After Obesity and passive smoking, the nation's drinking habits have become the latest cause for concern. From binge-drinking teenagers to Surrey commuters, alcohol consumption is a contentious issue.
What is the evidence that drinking in the UK is a significant threat to the nation's health?
Is medical evidence being presented one-sidedly in service of moralistic political objectives/- Institute of Ideas
Dr. Michael Fitzpatrick
Dr Michael Fitzpatrick is a GP in Hackney, London. Michael has a longstanding interest in politics, the history of ideas and the contemporary attacks on reason, science and rationality.

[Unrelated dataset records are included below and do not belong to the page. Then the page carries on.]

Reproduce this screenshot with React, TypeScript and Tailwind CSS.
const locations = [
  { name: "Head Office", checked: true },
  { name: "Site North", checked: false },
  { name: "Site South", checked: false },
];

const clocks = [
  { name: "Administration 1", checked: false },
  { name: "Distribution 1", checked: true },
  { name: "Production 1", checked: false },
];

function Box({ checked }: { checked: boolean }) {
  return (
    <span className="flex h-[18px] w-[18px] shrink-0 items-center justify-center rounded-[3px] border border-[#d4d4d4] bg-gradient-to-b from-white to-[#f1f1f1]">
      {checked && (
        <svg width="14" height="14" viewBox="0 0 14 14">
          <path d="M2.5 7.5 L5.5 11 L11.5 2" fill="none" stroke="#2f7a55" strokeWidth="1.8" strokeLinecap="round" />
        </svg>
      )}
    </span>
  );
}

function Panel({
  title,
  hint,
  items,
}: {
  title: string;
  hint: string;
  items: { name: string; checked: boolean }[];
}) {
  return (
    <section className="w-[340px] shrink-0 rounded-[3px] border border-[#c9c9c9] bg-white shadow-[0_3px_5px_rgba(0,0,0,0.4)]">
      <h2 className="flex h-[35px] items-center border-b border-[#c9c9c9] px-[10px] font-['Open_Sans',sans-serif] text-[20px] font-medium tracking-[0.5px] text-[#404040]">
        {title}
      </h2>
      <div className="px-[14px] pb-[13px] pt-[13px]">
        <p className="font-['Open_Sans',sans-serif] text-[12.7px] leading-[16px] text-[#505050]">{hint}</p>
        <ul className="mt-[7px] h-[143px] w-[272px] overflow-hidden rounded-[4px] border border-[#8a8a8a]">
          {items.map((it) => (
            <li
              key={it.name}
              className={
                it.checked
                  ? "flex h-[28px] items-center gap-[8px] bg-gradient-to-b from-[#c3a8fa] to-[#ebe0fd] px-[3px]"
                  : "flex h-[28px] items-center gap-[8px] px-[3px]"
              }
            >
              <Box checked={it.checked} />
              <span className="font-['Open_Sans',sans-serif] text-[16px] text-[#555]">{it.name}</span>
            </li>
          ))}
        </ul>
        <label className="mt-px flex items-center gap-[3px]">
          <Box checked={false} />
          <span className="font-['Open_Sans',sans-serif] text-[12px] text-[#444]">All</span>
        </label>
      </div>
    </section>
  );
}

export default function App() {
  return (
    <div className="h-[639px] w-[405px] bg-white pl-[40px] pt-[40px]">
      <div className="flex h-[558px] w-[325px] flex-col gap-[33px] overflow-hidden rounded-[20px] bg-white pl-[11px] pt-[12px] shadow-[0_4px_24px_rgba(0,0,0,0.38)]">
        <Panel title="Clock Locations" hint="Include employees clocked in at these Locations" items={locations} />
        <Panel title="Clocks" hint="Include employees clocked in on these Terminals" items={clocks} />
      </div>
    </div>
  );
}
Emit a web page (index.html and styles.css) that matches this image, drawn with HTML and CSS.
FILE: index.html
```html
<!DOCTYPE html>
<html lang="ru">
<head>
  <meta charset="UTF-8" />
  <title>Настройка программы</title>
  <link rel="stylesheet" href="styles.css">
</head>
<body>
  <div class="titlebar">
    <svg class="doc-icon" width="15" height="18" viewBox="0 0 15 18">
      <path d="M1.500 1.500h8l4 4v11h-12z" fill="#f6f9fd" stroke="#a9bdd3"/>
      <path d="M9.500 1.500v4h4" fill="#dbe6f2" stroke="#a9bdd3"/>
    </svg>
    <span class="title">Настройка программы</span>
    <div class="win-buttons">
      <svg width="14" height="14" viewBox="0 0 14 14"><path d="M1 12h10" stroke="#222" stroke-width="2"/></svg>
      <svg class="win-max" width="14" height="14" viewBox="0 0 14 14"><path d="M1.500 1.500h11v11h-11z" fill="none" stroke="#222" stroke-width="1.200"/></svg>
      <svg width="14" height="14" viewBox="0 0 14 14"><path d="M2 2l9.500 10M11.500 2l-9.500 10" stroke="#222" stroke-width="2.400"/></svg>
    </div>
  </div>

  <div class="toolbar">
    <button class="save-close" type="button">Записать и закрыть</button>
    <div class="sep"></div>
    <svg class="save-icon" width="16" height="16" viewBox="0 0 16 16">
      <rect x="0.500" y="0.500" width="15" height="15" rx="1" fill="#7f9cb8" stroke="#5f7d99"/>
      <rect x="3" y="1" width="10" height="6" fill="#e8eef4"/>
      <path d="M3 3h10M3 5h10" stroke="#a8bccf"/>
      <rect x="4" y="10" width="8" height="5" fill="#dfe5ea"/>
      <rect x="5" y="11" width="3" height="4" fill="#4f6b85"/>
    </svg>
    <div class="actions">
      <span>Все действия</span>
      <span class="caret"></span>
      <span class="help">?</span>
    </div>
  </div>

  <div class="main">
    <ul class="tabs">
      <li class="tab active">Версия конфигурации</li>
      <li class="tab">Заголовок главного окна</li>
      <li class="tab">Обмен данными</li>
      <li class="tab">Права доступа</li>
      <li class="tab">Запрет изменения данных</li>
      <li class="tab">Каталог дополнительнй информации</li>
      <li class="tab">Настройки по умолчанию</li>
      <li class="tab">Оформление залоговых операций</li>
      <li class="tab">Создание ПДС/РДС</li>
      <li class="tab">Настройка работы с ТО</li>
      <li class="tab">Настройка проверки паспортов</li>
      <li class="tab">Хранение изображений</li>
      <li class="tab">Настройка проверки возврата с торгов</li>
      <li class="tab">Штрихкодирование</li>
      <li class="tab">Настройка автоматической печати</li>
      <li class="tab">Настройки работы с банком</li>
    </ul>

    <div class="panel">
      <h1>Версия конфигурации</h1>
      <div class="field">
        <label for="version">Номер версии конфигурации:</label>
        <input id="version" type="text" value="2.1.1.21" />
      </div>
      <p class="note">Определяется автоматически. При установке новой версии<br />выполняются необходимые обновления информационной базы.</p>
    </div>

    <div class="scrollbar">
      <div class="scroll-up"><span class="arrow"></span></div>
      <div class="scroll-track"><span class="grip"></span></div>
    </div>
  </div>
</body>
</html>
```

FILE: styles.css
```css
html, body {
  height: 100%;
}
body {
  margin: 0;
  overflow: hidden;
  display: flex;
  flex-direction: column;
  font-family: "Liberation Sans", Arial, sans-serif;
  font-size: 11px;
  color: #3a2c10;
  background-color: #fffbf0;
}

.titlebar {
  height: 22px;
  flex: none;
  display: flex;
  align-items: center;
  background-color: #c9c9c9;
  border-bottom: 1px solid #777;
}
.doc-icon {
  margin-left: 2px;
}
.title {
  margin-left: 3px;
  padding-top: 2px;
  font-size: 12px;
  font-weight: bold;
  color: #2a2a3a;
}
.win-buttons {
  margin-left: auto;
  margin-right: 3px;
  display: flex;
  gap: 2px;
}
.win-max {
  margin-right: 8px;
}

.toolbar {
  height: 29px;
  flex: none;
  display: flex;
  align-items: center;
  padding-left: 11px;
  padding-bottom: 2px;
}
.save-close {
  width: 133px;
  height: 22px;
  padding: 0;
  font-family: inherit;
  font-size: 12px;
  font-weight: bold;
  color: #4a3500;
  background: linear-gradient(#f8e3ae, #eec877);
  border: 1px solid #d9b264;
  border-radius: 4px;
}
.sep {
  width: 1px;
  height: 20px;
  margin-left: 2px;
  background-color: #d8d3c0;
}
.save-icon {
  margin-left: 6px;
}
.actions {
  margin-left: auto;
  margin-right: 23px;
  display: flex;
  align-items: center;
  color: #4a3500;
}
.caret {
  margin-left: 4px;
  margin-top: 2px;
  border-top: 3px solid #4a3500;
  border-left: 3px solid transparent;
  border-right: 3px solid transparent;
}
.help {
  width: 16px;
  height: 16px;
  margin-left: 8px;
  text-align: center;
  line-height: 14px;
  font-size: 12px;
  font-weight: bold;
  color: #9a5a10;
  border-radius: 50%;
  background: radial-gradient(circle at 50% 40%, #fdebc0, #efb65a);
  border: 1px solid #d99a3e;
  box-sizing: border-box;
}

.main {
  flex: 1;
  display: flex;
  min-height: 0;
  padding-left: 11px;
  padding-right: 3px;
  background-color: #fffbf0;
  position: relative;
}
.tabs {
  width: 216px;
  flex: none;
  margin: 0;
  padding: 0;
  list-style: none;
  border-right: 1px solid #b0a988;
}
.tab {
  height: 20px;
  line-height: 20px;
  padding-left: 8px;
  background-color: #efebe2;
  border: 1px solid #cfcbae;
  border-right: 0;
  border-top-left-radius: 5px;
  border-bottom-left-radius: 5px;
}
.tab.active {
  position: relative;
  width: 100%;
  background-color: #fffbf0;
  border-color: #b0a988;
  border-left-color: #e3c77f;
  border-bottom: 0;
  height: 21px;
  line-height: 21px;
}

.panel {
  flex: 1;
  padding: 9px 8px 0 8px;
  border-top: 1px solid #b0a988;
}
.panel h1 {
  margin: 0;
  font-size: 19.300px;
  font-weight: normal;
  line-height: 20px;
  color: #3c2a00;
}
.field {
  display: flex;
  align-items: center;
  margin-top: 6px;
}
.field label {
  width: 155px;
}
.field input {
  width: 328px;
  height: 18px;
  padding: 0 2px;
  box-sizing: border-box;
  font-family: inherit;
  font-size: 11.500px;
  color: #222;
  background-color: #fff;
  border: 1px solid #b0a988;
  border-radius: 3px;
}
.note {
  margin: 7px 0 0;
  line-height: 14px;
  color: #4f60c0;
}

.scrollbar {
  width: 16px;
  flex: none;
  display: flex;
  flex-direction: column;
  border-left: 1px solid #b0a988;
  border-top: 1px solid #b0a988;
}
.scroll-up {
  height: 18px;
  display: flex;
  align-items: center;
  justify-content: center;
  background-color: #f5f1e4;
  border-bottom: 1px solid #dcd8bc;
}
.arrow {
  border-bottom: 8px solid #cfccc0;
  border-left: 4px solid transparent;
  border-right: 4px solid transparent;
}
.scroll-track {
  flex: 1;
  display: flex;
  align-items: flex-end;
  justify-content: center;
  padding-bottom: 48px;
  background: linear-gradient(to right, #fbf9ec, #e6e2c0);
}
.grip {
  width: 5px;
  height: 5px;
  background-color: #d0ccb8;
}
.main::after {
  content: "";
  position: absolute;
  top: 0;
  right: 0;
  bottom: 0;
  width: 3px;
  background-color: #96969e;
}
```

He regularly contributes to spiked, and writes for the Lancet and a variety of medical publications. Recent publications include The Tyranny of Health: Doctors and the Regulation of Lifestyle, a topical and controversial discussion of the dangers of the explosion of health awareness for both patients and doctors.

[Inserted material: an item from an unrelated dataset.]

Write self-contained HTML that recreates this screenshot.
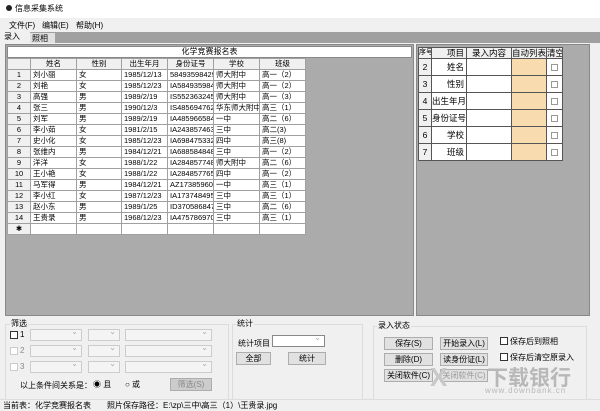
<!DOCTYPE html>
<html><head><meta charset="utf-8"><style>
*{box-sizing:border-box;margin:0;padding:0}
body{width:600px;height:411px;overflow:hidden;background:#f0f0f0;font-family:"Liberation Sans","Noto Sans CJK SC",sans-serif;font-size:8px;color:#000;position:relative}
.a{position:absolute}
table{border-collapse:collapse;table-layout:fixed}
td{border:1px solid #a0a0a0;height:11px;padding:0 2px;white-space:nowrap;overflow:hidden;font-size:7.5px;line-height:10px}
.g td{background:#fff}
.g tr.h td{background:#f0f0f0;text-align:center}
.g td.n{background:#f0f0f0;text-align:center}
.r td{height:17px;border:1px solid #555;font-size:8.5px}
.btn{position:absolute;background:#e1e1e1;border:1px solid #adadad;text-align:center;font-size:8px;line-height:11px;height:13px}
.cb{position:absolute;width:8px;height:8px;border:1px solid #333;background:#fff}
.sel{position:absolute;height:12px;border:1px solid #ccc;background:#f4f4f4}
.sel:after{content:"⌄";position:absolute;right:3px;top:-3px;color:#aaa;font-size:8px}
.gb{position:absolute;border:1px solid #dcdcdc}
.gl{position:absolute;background:#f0f0f0;padding:0 1px;font-size:8px}
</style></head><body>
<div class="a" style="left:0;top:0;width:600px;height:18px;background:#fff"></div>
<div class="a" style="left:6px;top:5px;width:6px;height:6px;border-radius:3px;background:#222"></div>
<div class="a" style="left:15px;top:3px;font-size:8px">信息采集系统</div>
<div class="a" style="left:0;top:18px;width:600px;height:14px;background:#f0f0f0"></div>
<div class="a" style="left:9px;top:20px">文件(F)</div>
<div class="a" style="left:42px;top:20px">编辑(E)</div>
<div class="a" style="left:76px;top:20px">帮助(H)</div>
<div class="a" style="left:0;top:32px;width:600px;height:11px;background:#a0a0a0"></div>
<div class="a" style="left:0;top:31px;width:30px;height:12px;background:#f0f0f0;padding-left:4px">录入</div>
<div class="a" style="left:30px;top:33px;width:25px;height:10px;background:#e0e0e0;padding-left:2px">照相</div>
<div class="a" style="left:0;top:43px;width:600px;height:272px;background:#f0f0f0"></div>
<!-- left grid panel -->
<div class="a" style="left:5px;top:44px;width:409px;height:272px;background:#ababab;border:1px solid #888"></div>
<div class="a" style="left:7px;top:46px;width:405px;height:12px;background:#fff;border:1px solid #888;text-align:center;line-height:10px">化学竞赛报名表</div>
<table class="a g" style="left:7px;top:58px;width:298px">
<colgroup><col style="width:23px"><col style="width:46px"><col style="width:45px"><col style="width:46px"><col style="width:46px"><col style="width:46px"><col style="width:46px"></colgroup>
<tr class="h"><td></td><td>姓名</td><td>性别</td><td>出生年月</td><td>身份证号</td><td>学校</td><td>班级</td></tr>
<tr><td class="n">1</td><td>刘小丽</td><td>女</td><td>1985/12/13</td><td>584935984296</td><td>师大附中</td><td>高一（2）</td></tr>
<tr><td class="n">2</td><td>刘艳</td><td>女</td><td>1985/12/23</td><td>IA58493598429</td><td>师大附中</td><td>高一（2）</td></tr>
<tr><td class="n">3</td><td>高强</td><td>男</td><td>1989/2/19</td><td>IS5523632452</td><td>师大附中</td><td>高一（3）</td></tr>
<tr><td class="n">4</td><td>张三</td><td>男</td><td>1990/12/3</td><td>IS4856947625</td><td>华东师大附中</td><td>高三（1）</td></tr>
<tr><td class="n">5</td><td>刘军</td><td>男</td><td>1989/2/19</td><td>IA4859665847</td><td>一中</td><td>高二（6）</td></tr>
<tr><td class="n">6</td><td>李小茹</td><td>女</td><td>1981/2/15</td><td>IA2438574636</td><td>三中</td><td>高二(3)</td></tr>
<tr><td class="n">7</td><td>史小化</td><td>女</td><td>1985/12/23</td><td>IA6984753321</td><td>四中</td><td>高三(8)</td></tr>
<tr><td class="n">8</td><td>张维内</td><td>男</td><td>1984/12/21</td><td>IA6885848485</td><td>三中</td><td>高一（2）</td></tr>
<tr><td class="n">9</td><td>洋洋</td><td>女</td><td>1988/1/22</td><td>IA2848577484</td><td>师大附中</td><td>高二（6）</td></tr>
<tr><td class="n">10</td><td>王小艳</td><td>女</td><td>1988/1/22</td><td>IA2848577658</td><td>四中</td><td>高一（2）</td></tr>
<tr><td class="n">11</td><td>马军得</td><td>男</td><td>1984/12/21</td><td>AZ1738596070</td><td>一中</td><td>高三（1）</td></tr>
<tr><td class="n">12</td><td>李小红</td><td>女</td><td>1987/12/23</td><td>IA1737484959</td><td>三中</td><td>高三（1）</td></tr>
<tr><td class="n">13</td><td>赵小东</td><td>男</td><td>1989/1/25</td><td>ID3705868473</td><td>三中</td><td>高二（6）</td></tr>
<tr><td class="n">14</td><td>王贵录</td><td>男</td><td>1968/12/23</td><td>IA4757869700</td><td>三中</td><td>高三（1）</td></tr>
<tr><td class="n">✱</td><td></td><td></td><td></td><td></td><td></td><td></td></tr>
</table>
<!-- right panel -->
<div class="a" style="left:416px;top:44px;width:174px;height:272px;background:#ababab;border:1px solid #888"></div>
<table class="a g r" style="left:418px;top:47px;width:144px">
<colgroup><col style="width:13px"><col style="width:35px"><col style="width:45px"><col style="width:35px"><col style="width:16px"></colgroup>
<tr class="h"><td style="height:10px;padding:0;font-size:7px">序号</td><td style="height:10px;text-align:right">项目</td><td style="height:10px">录入内容</td><td style="height:10px;padding:0">自动列表</td><td style="height:10px;padding:0">清空</td></tr>
<tr><td class="n">2</td><td style="text-align:right">姓名</td><td></td><td style="background:#f8dcb0"></td><td><div style="width:7px;height:7px;border:1px solid #999;margin:auto"></div></td></tr>
<tr><td class="n">3</td><td style="text-align:right">性别</td><td></td><td style="background:#f8dcb0"></td><td><div style="width:7px;height:7px;border:1px solid #999;margin:auto"></div></td></tr>
<tr><td class="n">4</td><td style="text-align:right;padding:0">出生年月</td><td></td><td style="background:#f8dcb0"></td><td><div style="width:7px;height:7px;border:1px solid #999;margin:auto"></div></td></tr>
<tr><td class="n">5</td><td style="text-align:right;padding:0">身份证号</td><td></td><td style="background:#f8dcb0"></td><td><div style="width:7px;height:7px;border:1px solid #999;margin:auto"></div></td></tr>
<tr><td class="n">6</td><td style="text-align:right">学校</td><td></td><td style="background:#f8dcb0"></td><td><div style="width:7px;height:7px;border:1px solid #999;margin:auto"></div></td></tr>
<tr><td class="n">7</td><td style="text-align:right">班级</td><td></td><td style="background:#f8dcb0"></td><td><div style="width:7px;height:7px;border:1px solid #999;margin:auto"></div></td></tr>
</table>
<!-- 筛选 -->
<div class="gb" style="left:5px;top:324px;width:224px;height:76px"></div>
<div class="gl" style="left:10px;top:318px">筛选</div>
<div class="cb" style="left:10px;top:331px"></div><div class="a" style="left:20px;top:330px">1</div>
<div class="cb" style="left:10px;top:347px;border-color:#ccc"></div><div class="a" style="left:20px;top:346px;color:#888">2</div>
<div class="cb" style="left:10px;top:363px;border-color:#ccc"></div><div class="a" style="left:20px;top:362px;color:#888">3</div>
<div class="sel" style="left:30px;top:329px;width:52px"></div><div class="sel" style="left:88px;top:329px;width:32px"></div><div class="sel" style="left:125px;top:329px;width:87px"></div>
<div class="sel" style="left:30px;top:345px;width:52px"></div><div class="sel" style="left:88px;top:345px;width:32px"></div><div class="sel" style="left:125px;top:345px;width:87px"></div>
<div class="sel" style="left:30px;top:361px;width:52px"></div><div class="sel" style="left:88px;top:361px;width:32px"></div><div class="sel" style="left:125px;top:361px;width:87px"></div>
<div class="a" style="left:20px;top:380px">以上条件间关系是：</div>
<div class="a" style="left:93px;top:379px">◉ 且</div>
<div class="a" style="left:125px;top:379px">○ 或</div>
<div class="btn" style="left:170px;top:378px;width:42px;color:#888;background:#ccc">筛选(S)</div>
<!-- 统计 -->
<div class="gb" style="left:232px;top:324px;width:131px;height:76px"></div>
<div class="gl" style="left:236px;top:318px">统计</div>
<div class="a" style="left:238px;top:338px">统计项目</div>
<div class="sel" style="left:272px;top:335px;width:53px;background:#fff;border-color:#888"></div>
<div class="btn" style="left:236px;top:352px;width:35px">全部</div>
<div class="btn" style="left:288px;top:352px;width:38px">统计</div>
<!-- 录入状态 -->
<div class="gb" style="left:373px;top:326px;width:214px;height:74px"></div>
<div class="gl" style="left:377px;top:320px">录入状态</div>
<div class="btn" style="left:384px;top:337px;width:49px">保存(S)</div>
<div class="btn" style="left:440px;top:337px;width:48px">开始录入(L)</div>
<div class="btn" style="left:384px;top:353px;width:49px">删除(D)</div>
<div class="btn" style="left:440px;top:353px;width:48px">读身份证(L)</div>
<div class="btn" style="left:384px;top:369px;width:49px">关闭软件(C)</div>
<div class="btn" style="left:440px;top:369px;width:48px;color:#999">关闭软件(C)</div>
<div class="cb" style="left:500px;top:337px"></div><div class="a" style="left:510px;top:336px">保存后到照相</div>
<div class="cb" style="left:500px;top:353px"></div><div class="a" style="left:510px;top:352px">保存后清空原录入</div>
<div class="a" style="left:487px;top:362px;font-size:21px;color:#b8b8b8;font-weight:bold">下载银行</div>
<div class="a" style="left:485px;top:386px;font-size:8px;color:#b8b8b8;letter-spacing:1px">www.downbank.cn</div>
<div class="a" style="left:430px;top:362px;font-size:26px;color:#c8c8c8;font-weight:bold">X</div>
<!-- status -->
<div class="a" style="left:0;top:399px;width:600px;height:12px;background:#f0f0f0;border-top:1px solid #ddd"></div>
<div class="a" style="left:3px;top:400px">当前表：化学竞赛报名表</div>
<div class="a" style="left:107px;top:400px">照片保存路径：E:\zp\三中\高三（1）\王贵录.jpg</div>
</body></html>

In the light of Michael's day-to-day experience as a practicing GP, he questions the current crusade of government to improve public health, and the consequent increase in the level of state intervention in every aspect of people's lives.

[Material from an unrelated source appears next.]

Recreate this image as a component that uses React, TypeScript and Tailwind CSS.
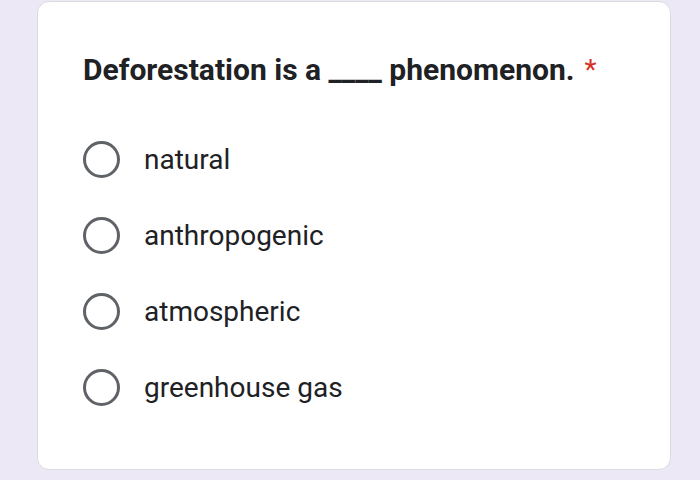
export default function App() {
  const options = ['natural', 'anthropogenic', 'atmospheric', 'greenhouse gas'];
  return (
    <div className="w-[700px] h-[480px] bg-[#ede8f6] pl-[37px] pr-[29px] pt-px overflow-hidden" style={{ fontFamily: 'Roboto, "Liberation Sans", sans-serif' }}>
      <div className="h-[469px] bg-white rounded-[12px] border border-[#dadce0] pl-[45px] pt-[47px]">
        <h1 className="text-[30px] leading-[42px] font-bold text-[#202124] flex items-start">
          <span>Deforestation is a ____ phenomenon.</span>
          <span className="text-[#d93025] ml-[10px] font-normal text-[28px]">*</span>
        </h1>
        <div className="mt-[50px] flex flex-col gap-[39px]">
          {options.map((o) => (
            <label key={o} className="flex items-center gap-[24px] h-[37px]">
              <span className="w-[37px] h-[37px] rounded-full border-[3px] border-[#5f6368] shrink-0" />
              <span className="text-[28px] text-[#202124] leading-[37px]">{o}</span>
            </label>
          ))}
        </div>
      </div>
    </div>
  );
}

He is also author of MMR and Autism (2004), an explanation of why he believes the anti-MMR campaign is misguided, with the aim of both reassuring parents considering vaccination, and also relieving the continued anxieties of parents of autistic children.
Dr Clare Gerada has been a GP in Lambeth - one of the most deprived boroughs in London - since 1991. Her Kennington practice is part of the Hurley Group, a partnership of three surgeries in South London that work together to provide the local population with high quality health services.
Prior to becoming a GP, Dr Gerada worked in psychiatry at the Maudsley Hospital, specialising in substance misuse. This remains her key professional interest and she is currently a GP specialist in this area, managing patients with heroin and cocaine addiction.
Tony Gilland is the Science and Society Director at the Institute of Ideas. Tony directs the IoI's programme on scientific and medical controversies, particularly in relation to genetics, medical science and public health. He has programmed many symposiums, and edited several books on the subject.
Most recently, Tony initiated the Science Education Project, investigating the state of science education in the UK. The project has thus far resulted in a book edited by Tony, What is science education for?, which generated widespread coverage. Tony was recently quoted in The Guardian in response to the evaluations of the new science GCSE.
Tony has also written widely on the problem of risk aversion and defensiveness about scientific experimentation, contributing an article, 'Trade War or Culture War? The GM Debate in Britain and the European Union' to the book Let Them Eat Precaution.
Tony is National Coordinator of the IoI's acclaimed Debating Matters competition for sixth-form students, now in its third year.
Peter Marsh is a Chartered Psychologist and Co-director of The Social Issues Research Centre. He studied at Ruskin College Oxford, where he obtained a Diploma in Social Studies, and subsequently at University College, Oxford where he gained his degree and doctorate in psychology.
Marsh is still known for his early work on football hooliganism, conducted in the late 1970s and early 1980s. His first book, Rules of Disorder, published in 1978, is still a set text on the subject. His most recent book, co-authoured with Steve Frosdick and published in 2005, is Football Hooliganism.
Dr. Gray Smith-Laing
Dr Smith-Laing qualified with honours at The Royal Free Hospital in 1973. He has trained widely in all aspects of general medicine and gastroenterology and was appointed to the Medway NHS Trust in 1984. Dr Smith-Laing has specialist interests in hepatology; interventional endoscopy, ERCP and colonoscopy; and management of upper GI cancers but also like to remain a true "General Physician". He has taken on management roles as clinical director for medicine and as a deputy medical director of the Trust. Dr Smith-Laing has spoken to the media about the dangers of alcohol abuse on many occasions and was instrumental in securing the participation and co-operation of the Medway NHS Foundation Trust with the filming of Paul Watson's recent hard-hitting BBC documentary about alcoholism, Rain in My Heart.